EXERCISE
Say how many lines hold the string "screenshot"; please write nothing but the number.

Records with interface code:

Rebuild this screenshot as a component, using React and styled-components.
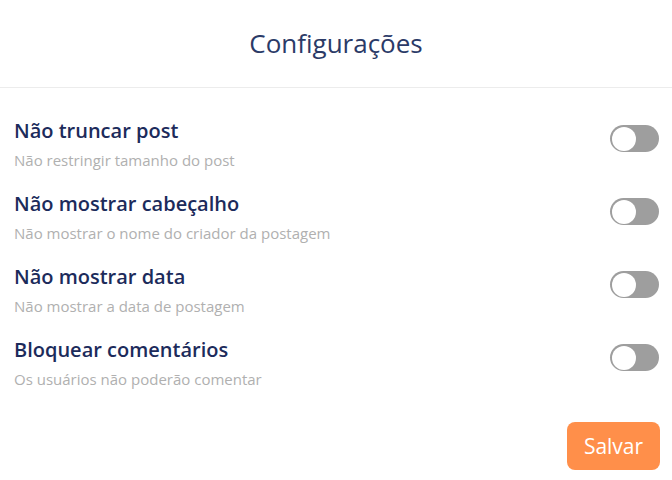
import React, { useState } from "react";
import styled, { createGlobalStyle } from "styled-components";

const Global = createGlobalStyle`
  html, body { margin: 0; padding: 0; background: #fff; }
  body { font-family: "Open Sans", "Noto Sans", sans-serif; }
`;

const Page = styled.div`
  width: 672px;
  height: 480px;
  display: flex;
  flex-direction: column;
  background: #fff;
`;

const Header = styled.div`
  height: 88px;
  box-sizing: border-box;
  border-bottom: 1px solid #ececec;
  display: flex;
  align-items: center;
  justify-content: center;
`;

const Title = styled.h1`
  margin: 0;
  font-size: 26px;
  font-weight: 400;
  color: #2b3a67;
  padding-bottom: 2px;
`;

const List = styled.div`
  display: flex;
  flex-direction: column;
  padding: 30px 12px 0 14px;
  gap: 20px;
`;

const Row = styled.div`
  display: flex;
  align-items: center;
  justify-content: space-between;
`;

const Texts = styled.div`
  display: flex;
  flex-direction: column;
  gap: 6px;
`;

const Label = styled.div`
  font-size: 20px;
  font-weight: 600;
  color: #1c2b5b;
  line-height: 26px;
`;

const Hint = styled.div`
  font-size: 15px;
  color: #b0b0b0;
  line-height: 21px;
`;

const Switch = styled.button`
  width: 49px;
  height: 27px;
  border-radius: 14px;
  border: none;
  padding: 0;
  margin-right: 1px;
  background: ${(p) => (p.on ? "#ff8f4a" : "#9e9e9e")};
  position: relative;
  cursor: pointer;
  margin-top: -12px;
  &::after {
    content: "";
    position: absolute;
    top: 1.5px;
    left: ${(p) => (p.on ? "23.5px" : "1.5px")};
    width: 24px;
    height: 24px;
    border-radius: 50%;
    background: #fff;
  }
`;

const Footer = styled.div`
  display: flex;
  justify-content: flex-end;
  padding: 32px 12px 0 0;
`;

const SaveButton = styled.button`
  width: 93px;
  height: 48px;
  border: none;
  border-radius: 8px;
  background: #ff8f4a;
  color: #fff;
  font-family: "Open Sans", "Noto Sans", sans-serif;
  font-size: 21px;
  cursor: pointer;
`;

const items = [
  ["Não truncar post", "Não restringir tamanho do post"],
  ["Não mostrar cabeçalho", "Não mostrar o nome do criador da postagem"],
  ["Não mostrar data", "Não mostrar a data de postagem"],
  ["Bloquear comentários", "Os usuários não poderão comentar"],
];

export default function App() {
  const [state, setState] = useState([false, false, false, false]);
  return (
    <Page>
      <Global />
      <Header>
        <Title>Configurações</Title>
      </Header>
      <List>
        {items.map(([l, h], i) => (
          <Row key={l}>
            <Texts>
              <Label>{l}</Label>
              <Hint>{h}</Hint>
            </Texts>
            <Switch
              on={state[i] ? 1 : 0}
              onClick={() => setState((s) => s.map((v, j) => (j === i ? !v : v)))}
            />
          </Row>
        ))}
      </List>
      <Footer>
        <SaveButton>Salvar</SaveButton>
      </Footer>
    </Page>
  );
}
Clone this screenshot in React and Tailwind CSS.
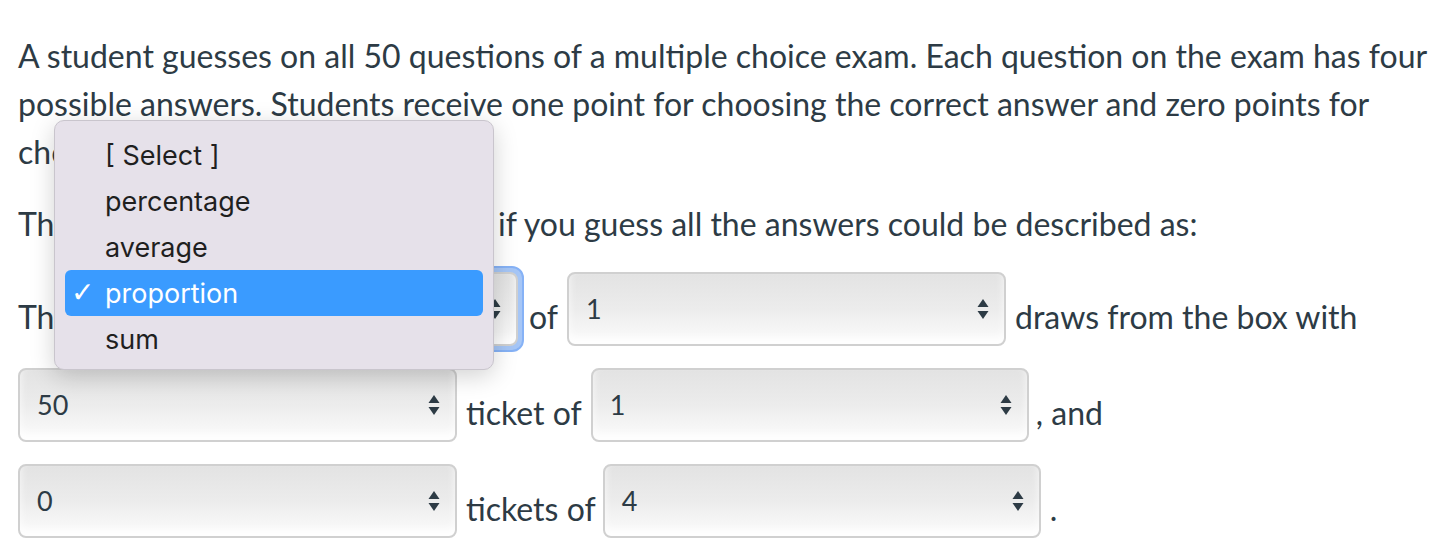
import React from "react";

function Arrows() {
  return (
    <svg width="12" height="22" viewBox="0 0 12 22" className="shrink-0">
      <path d="M0.5 9 L6 1 L11.5 9 Z" fill="#2d3b45" />
      <path d="M0.5 13 L6 21 L11.5 13 Z" fill="#2d3b45" />
    </svg>
  );
}

function Sel({ value, w = "w-[439px]" }) {
  return (
    <div
      className={`${w} h-[74px] shrink-0 flex items-center justify-between pl-[17px] pr-[15px] rounded-[8px] border-2 border-[#d0d0d0] bg-gradient-to-b from-[#e3e3e3] via-[#ececec] to-[#fcfcfc] shadow-[inset_0_-6px_8px_rgba(255,255,255,0.8)] text-[27px] leading-none text-[#2d3b45]`}
    >
      <span className="-mt-[2px]">{value}</span>
      <Arrows />
    </div>
  );
}

export default function App() {
  const items = ["[ Select ]", "percentage", "average", "proportion", "sum"];
  return (
    <div className="relative min-h-[550px] bg-white pl-[18px] pr-[8px] pt-[32px] text-[#2d3b45] font-['Lato',sans-serif] text-[32px] leading-[48px]">
      <p className="whitespace-nowrap">
        A student guesses on all 50 questions of a multiple choice exam. Each question on the exam has four
        <br />
        possible answers. Students receive one point for choosing the correct answer and zero points for
        <br />
        choosing the wrong answer.
      </p>

      <p className="mt-[24px] flex whitespace-nowrap">
        <span className="w-[480px] overflow-hidden">The expected value of your score</span>
        <span>if you guess all the answers could be described as:</span>
      </p>

      <div className="mt-[24px]">
        <div className="flex items-start h-[96px]">
          <span className="mt-[21px] w-[60px]">The</span>
          <div className="rounded-[12px] -mt-[6px] w-[446px] p-[4px] border-[2px] border-[#86b2f6] bg-[#a6c6f6]">
            <Sel value="proportion" w="w-[434px]" />
          </div>
          <span className="mt-[21px] ml-[5px]">of</span>
          <Sel value="1" w="w-[439px] ml-[9px]" />
          <span className="mt-[21px] ml-[9px]">draws from the box with</span>
        </div>
        <div className="flex items-start h-[96px] gap-[9px]">
          <Sel value="50" />
          <span className="mt-[21px]">ticket of</span>
          <Sel value="1" w="w-[438px]" />
          <span className="mt-[21px] -ml-[2px]">, and</span>
        </div>
        <div className="flex items-start h-[96px] gap-[9px]">
          <Sel value="0" />
          <span className="mt-[21px] -mr-[2px]">tickets of</span>
          <Sel value="4" w="w-[438px]" />
          <span className="mt-[21px]">.</span>
        </div>
      </div>

      <div className="absolute left-[54px] top-[120px] w-[440px] h-[250px] rounded-[10px] border border-[#c9c5cd] bg-[#e6e1ea] shadow-[0_6px_24px_rgba(0,0,0,0.18)] pt-[11px] px-[10px] font-['Inter',sans-serif] text-[27px] text-[#1f1f1f]">
        {items.map((it) => {
          const active = it === "proportion";
          return (
            <div
              key={it}
              className={`h-[46px] flex items-center rounded-[6px] ${active ? "bg-[#3a9bff] text-white" : ""}`}
            >
              <span className="w-[40px] pl-[6px] text-[28px] font-bold leading-none font-['DejaVu_Sans',sans-serif]">
                {active ? "✓" : ""}
              </span>
              <span className="leading-none">{it}</span>
            </div>
          );
        })}
      </div>
    </div>
  );
}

FINISHED TASK
2